In many developed countries, private business investment is declining as a share of the economy, in place of a rising services sector which is less investment intensive. In Australia, business investment often goes through cycles because of the dominance of the mining sector (at its peak mining investment reached 11% of GDP). After the last mining investment boom (which ended in 2012 after business investment was 19% of GDP), investment has been on a gradual decline and is now 9.4% of GDP (see chart). While there may be ups and downs in the cycle from the mining investment contribution and the usual wear and tear associated with depreciation, private business investment is likely to decline further as a share of GDP because of the changing nature of business investment. The typically large scale buildings and structures, machinery and equipment type of investment is being replaced with less ‘heavy’ types of investment, like intellectual property with the rising importance of the tech sector in all industries. A less capital intensive economy could weigh on long run productivity growth, although the impact is probably marginal as intellectual property investment should still boost productivity growth.

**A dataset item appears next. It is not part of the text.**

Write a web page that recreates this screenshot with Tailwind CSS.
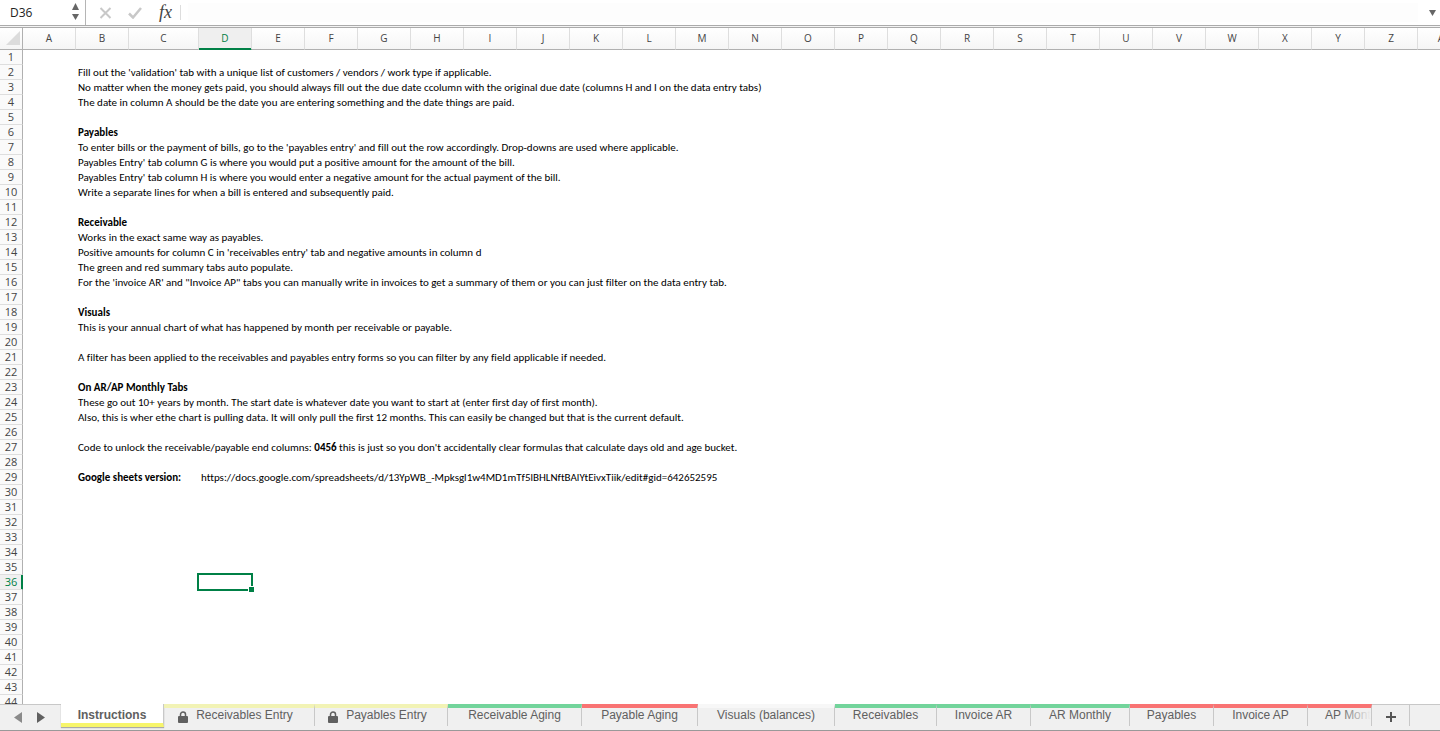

  1. A multi polar world means more geopolitical risks

The US economy has been increasing in importance to the global economy since the end of the Second World War. The rising significance of the US economy to global trade, cultural influences, military presence and economic power has been increasingly consistent with a unipolar world, especially as the United Kingdom and the Eurozone have had challenging economic conditions in the past decade.

However, the balance of power has been shifting in recent years as the Chinese economy grows and becomes a larger share of the global economy (see chart). In purchasing power parity (PPP) terms (which adjusts individual country prices into a global comparison after accounting for exchange rates and purchasing power in each country which allows a better sense of living standard comparison) the Chinese economy is already the largest in the world (at 19% versus the US at 16%). If we also account for India then China and India make up 26% of the global economy compared to the US, UK and the Eurozone at 27% (in PPP terms). But we are currently at a crossroads, with China and India about to take over as a larger share of the global economy. On our estimates China and India will be 34% of the global economy by 2045, versus 22% for the US, UK and Eurozone (if growth rates continue at its current pace). As a result, the global economy is increasingly moving towards a multi-polar world as the balance of power shifts away from the US. This shift in the balance of power will keep geopolitical tensions and risks high over coming years as the US and China compete for global control, particularly in the technological space. Investors should be prepared for periodic inflammations in geopolitical tensions and heightened risks of conflict or war, keeping volatility in share markets high. Concerns over the growing Chinese economy are expected to again be a feature of both the Democratic and Republican party campaigns in the 2024 US Presidential election. However, in Australia, the relationship with China looks to be improving with a recent meeting between Australian PM Albanese and China’s President Xi Jinping seemingly the most positive in years.

  1. Peak globalisation is inflationary

Globalisation looked to be reaching a peak before COVID-19 broke out, with global trade (the sum of exports and imports) declining as a share of GDP since the Global Financial Crisis in 2008 (the chart shows that global trade was 56% of GDP in 2019, below its peak of ~61% before the GFC), as countries decided to become more self-sufficient after seeing the contagion impacts of the GFC. COVID-19 dealt another blow to global trade as closed borders and transport delays led to a push towards bringing as much production onshore as possible, or at least to closer countries (‘nearshoring’ or ‘friendshoring’). Given that globalisation was disinflationary because production was transferred to countries to the most efficient producer (which most often ended up being the lowest cost producer) some reversal in the globalisation trend will be more inflationary for the global economy.